Die 50-jährige Hooker ist eine der vielen Zeuginnen, die vor zehn Jahren ihre Geschichte der Untersuchungskommission zu Protokoll gegeben haben. Die meisten erzählen dasselbe: Die "Absorbierung" in die weiße Gesellschaft bedeutete in der Realität ein Leben als billige Dienstbotin in Nobelhaushalten. Nach Aufenthalten in verschiedenen Heimen wurde auch Hooker Dienstmädchen im Haus einer weißen Familie in einem Edelquartier von Sydney. "Ich war erst 14 und musste von morgens sechs Uhr bis abends um halb zwölf arbeiten." Als sie von Ausbeutung und Missbrauch genug hatte, rannte sie davon. Sie ist beschämt, als sie erzählt, wie sie als Prostituierte im Rotlichtquartier von Sydney endete. Nur der Hilfe eines Straßenpriesters ist es zu verdanken, dass sie überlebte - und der Erkenntnis, "dass ich nur mittels Ausbildung einen Ausweg aus diesem Leben finde". Inzwischen 18 Jahre alt, ließ sie sich zur Sekretärin ausbilden. Das brachte die Wende. Mary Hooker heiratete. Sie hat heute zwei Kinder und zwei Enkel.

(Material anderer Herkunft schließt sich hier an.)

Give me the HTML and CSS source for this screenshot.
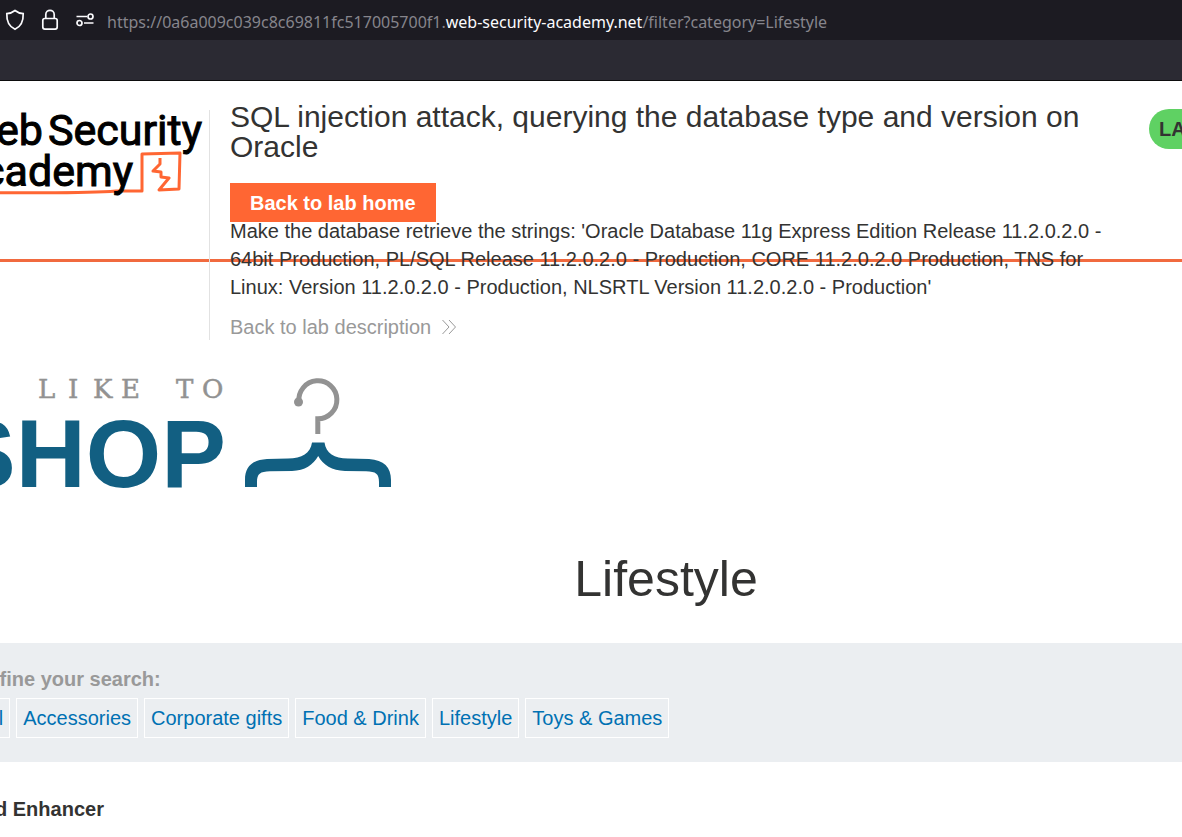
FILE: index.html
```
<!DOCTYPE html>
<html lang="en">
<head>
    <meta charset="UTF-8">
    <meta name="viewport" content="width=device-width, initial-scale=1.0">
    <title>SQL injection attack, querying the database type and version on Oracle</title>
    <link rel="stylesheet" href="styles.css">
</head>
<body>
    <div class="browser-bar">
        <svg class="bar-icon" width="20" height="22" viewBox="0 0 20 22">
            <path d="M10 1.5 C12.5 3.6 15.5 4.4 18.2 4.6 C18.5 12 16 17.5 10 20.3 C4 17.5 1.5 12 1.8 4.6 C4.5 4.4 7.5 3.6 10 1.5 Z"/>
        </svg>
        <svg class="bar-icon" width="18" height="22" viewBox="0 0 18 22">
            <rect x="1.8" y="9.5" width="14.4" height="10.6" rx="2"/>
            <path d="M4.8 9.5 V5.5 C4.8 0 13.2 0 13.2 5.5 V9.5"/>
        </svg>
        <svg class="bar-icon" width="20" height="22" viewBox="0 0 20 22">
            <path d="M1.5 7.5 H12 M9 14 H18.5"/>
            <circle cx="15.5" cy="7.5" r="2.5"/>
            <circle cx="4.5" cy="14" r="2.5"/>
        </svg>
        <div class="url">https://0a6a009c039c8c69811fc517005700f1.<span class="domain">web-security-academy.net</span>/filter?category=Lifestyle</div>
    </div>
    <div class="bookmarks-bar"></div>

    <div class="viewport">
        <div class="page">
            <header class="lab-header">
                <div class="logo">
                    <svg width="235" height="100" viewBox="-26 110 235 100" role="img" aria-label="Web Security Academy">
                        <path class="logo-line" d="M-26 193 C30 192 80 194 116 191 L142 191 L142 154 L180 153 L179 189 L159 190 L169 178 L161 177 L161 172 L153 171 L160 164 L160 158"/>
                        <text class="logo-text" x="43" y="145" text-anchor="end">Web</text>
                        <text class="logo-text" x="202" y="145" text-anchor="end">Security</text>
                        <text class="logo-text" x="133" y="186" text-anchor="end">Academy</text>
                    </svg>
                </div>
                <div class="title-container">
                    <h2>SQL injection attack, querying the database type and version on Oracle</h2>
                    <a class="button" href="#">Back to lab home</a>
                    <p>Make the database retrieve the strings: 'Oracle Database 11g Express Edition Release 11.2.0.2.0 - 64bit Production, PL/SQL Release 11.2.0.2.0 - Production, CORE 11.2.0.2.0 Production, TNS for Linux: Version 11.2.0.2.0 - Production, NLSRTL Version 11.2.0.2.0 - Production'</p>
                    <a class="link-back" href="#">Back to lab description
                        <svg width="16" height="16" viewBox="0 0 16 16"><path d="M1.5 1 L8 8 L1.5 15 M8 1 L14.5 8 L8 15"/></svg>
                    </a>
                </div>
                <div class="status"><span class="badge">LAB</span></div>
            </header>

            <section class="shop-banner">
                <svg width="420" height="120" viewBox="-26 374 420 120" role="img" aria-label="We like to shop">
                    <text class="like" x="38 68 93 121 176 202" y="398">LIKETO</text>
                    <text class="shop" x="-49" y="487">SHOP</text>
                    <path class="hook" d="M299 402 A19 19 0 1 1 317.8 418.8 V434"/>
                    <circle class="hook-end" cx="298.5" cy="402" r="4.5"/>
                    <path class="hanger" d="M312 442.5 H324.5 C326 453 334 458.5 348 458.5 L369 459 C384 460 391 467 391 480 V487 H379 V482 C379 474 376 471.5 366 471.3 L345 471 C332 470.5 323 465 318.2 456 C313 465 305 470.5 292 471 L270 471.3 C260 471.5 257 474 257 482 V487 H245 V480 C245 467 252 460 267 459 L288 458.5 C302 458.5 310.5 453 312 442.5 Z"/>
                </svg>
            </section>

            <h1>Lifestyle</h1>

            <section class="search-filters">
                <h3>Refine your search:</h3>
                <nav>
                    <a href="#">All</a>
                    <a href="#">Accessories</a>
                    <a href="#">Corporate gifts</a>
                    <a href="#">Food &amp; Drink</a>
                    <a href="#">Lifestyle</a>
                    <a href="#">Toys &amp; Games</a>
                </nav>
            </section>

            <table>
                <tr><th>d Enhancer</th></tr>
            </table>
        </div>
    </div>
</body>
</html>
```
FILE: styles.css
```
* {
    box-sizing: border-box;
}

body {
    margin: 0;
    background-color: #fff;
    color: #333332;
    font-family: "Liberation Sans", Arial, sans-serif;
    font-size: 20px;
    line-height: 28px;
}

.browser-bar {
    display: flex;
    align-items: center;
    height: 40px;
    padding-left: 5px;
    background-color: #1c1b22;
}

.bar-icon {
    flex: none;
    margin-right: 16px;
    fill: none;
    stroke: #fbfbfe;
    stroke-width: 1.7;
}

.url {
    margin-left: -4px;
    padding-top: 3px;
    color: #86858c;
    font-family: "Noto Sans", "Open Sans", sans-serif;
    font-size: 16px;
    white-space: nowrap;
}

.domain {
    color: #fbfbfe;
}

.bookmarks-bar {
    height: 41px;
    background-color: #2b2a33;
    border-bottom: 1px solid #0c0c0d;
}

.viewport {
    overflow: hidden;
}

/* content is scrolled sideways inside the window */
.page {
    margin: 0 -176px 0 -26px;
}

.lab-header {
    display: flex;
    align-items: flex-start;
    height: 181px;
    padding-top: 21px;
    border-bottom: 3px solid #f16a3f;
}

.logo {
    flex: none;
    width: 236px;
    height: 230px;
    margin-top: 8px;
    border-right: 1px solid #e2e2e2;
}

.logo svg {
    display: block;
    overflow: visible;
}

.logo-text {
    fill: #000;
    stroke: #000;
    font-family: Roboto, sans-serif;
    font-size: 43px;
}

.logo-line {
    fill: none;
    stroke: #ff6633;
    stroke-width: 3;
    stroke-linejoin: round;
}

.title-container {
    flex: 1;
    padding: 0 20px;
}

h2 {
    margin: 0 0 21px;
    font-size: 30px;
    font-weight: normal;
    line-height: 30px;
}

.button {
    display: table;
    padding: 6px 20px 5px;
    background-color: #ff6633;
    color: #fff;
    font-weight: bold;
    text-decoration: none;
}

.title-container p {
    margin: -5px 0 12px;
}

.link-back {
    display: flex;
    align-items: center;
    gap: 10px;
    color: #999;
    text-decoration: none;
}

.link-back svg {
    fill: none;
    stroke: #999;
}

.status {
    flex: none;
    width: 209px;
    padding-top: 7px;
}

.badge {
    display: inline-block;
    padding: 6px 10px;
    border-radius: 20px;
    background-color: #5fd163;
    font-weight: bold;
}

.shop-banner {
    padding-top: 112px;
}

.shop-banner svg {
    display: block;
    overflow: visible;
}

.like {
    fill: #929292;
    stroke: #929292;
    stroke-width: 0.5;
    font-family: "DejaVu Serif", serif;
    font-size: 26px;
}

.shop {
    fill: #125f82;
    font-size: 97px;
    font-weight: bold;
}

.hook {
    fill: none;
    stroke: #929292;
    stroke-width: 5;
}

.hook-end {
    fill: #929292;
}

.hanger {
    fill: #125f82;
}

h1 {
    margin: 55px 0 34px;
    font-size: 50px;
    font-weight: normal;
    line-height: 60px;
    text-align: center;
}

.search-filters {
    padding: 22px 0 24px;
    background-color: #ebeef1;
}

h3 {
    margin: 0 0 5px;
    color: #999;
    font-size: 20px;
}

.search-filters nav {
    display: flex;
    gap: 6px;
}

.search-filters a {
    padding: 5px 6px;
    border: 1px solid #fff;
    color: #0071b3;
    text-decoration: none;
}

table {
    margin: 33px 0 20px 21px;
    border-collapse: collapse;
}

th {
    padding: 0;
    text-align: left;
}
```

Im Hintergrund gleitet eine Fähre durch den Hafen von Sydney, voll beladen mit Touristen. Mary Hooker schaut aus dem Fenster und schluchzt leise. Der Gedanke an die Vergangenheit bereitet ihr beinahe physische Schmerzen. Mit Tränen in den Augen sagt sie: "Man hat mir meine Jugend gestohlen, ich habe den Kontakt zu den Eltern verloren, man hat mir meine Geschichte als Ureinwohnerin geraubt. Als Christin muss ich meinen Feinden vergeben. Vergessen jedoch kann ich nicht."

Für die Frau ist die Entschuldigung, die Premierminister Kevin Rudd am Mittwoch in Canberra aussprechen wird, mehr als nur ein Symbol, wie seine Kritiker meinen. "Zum ersten Mal in meinem Leben wird meine Geschichte offiziell bestätigt."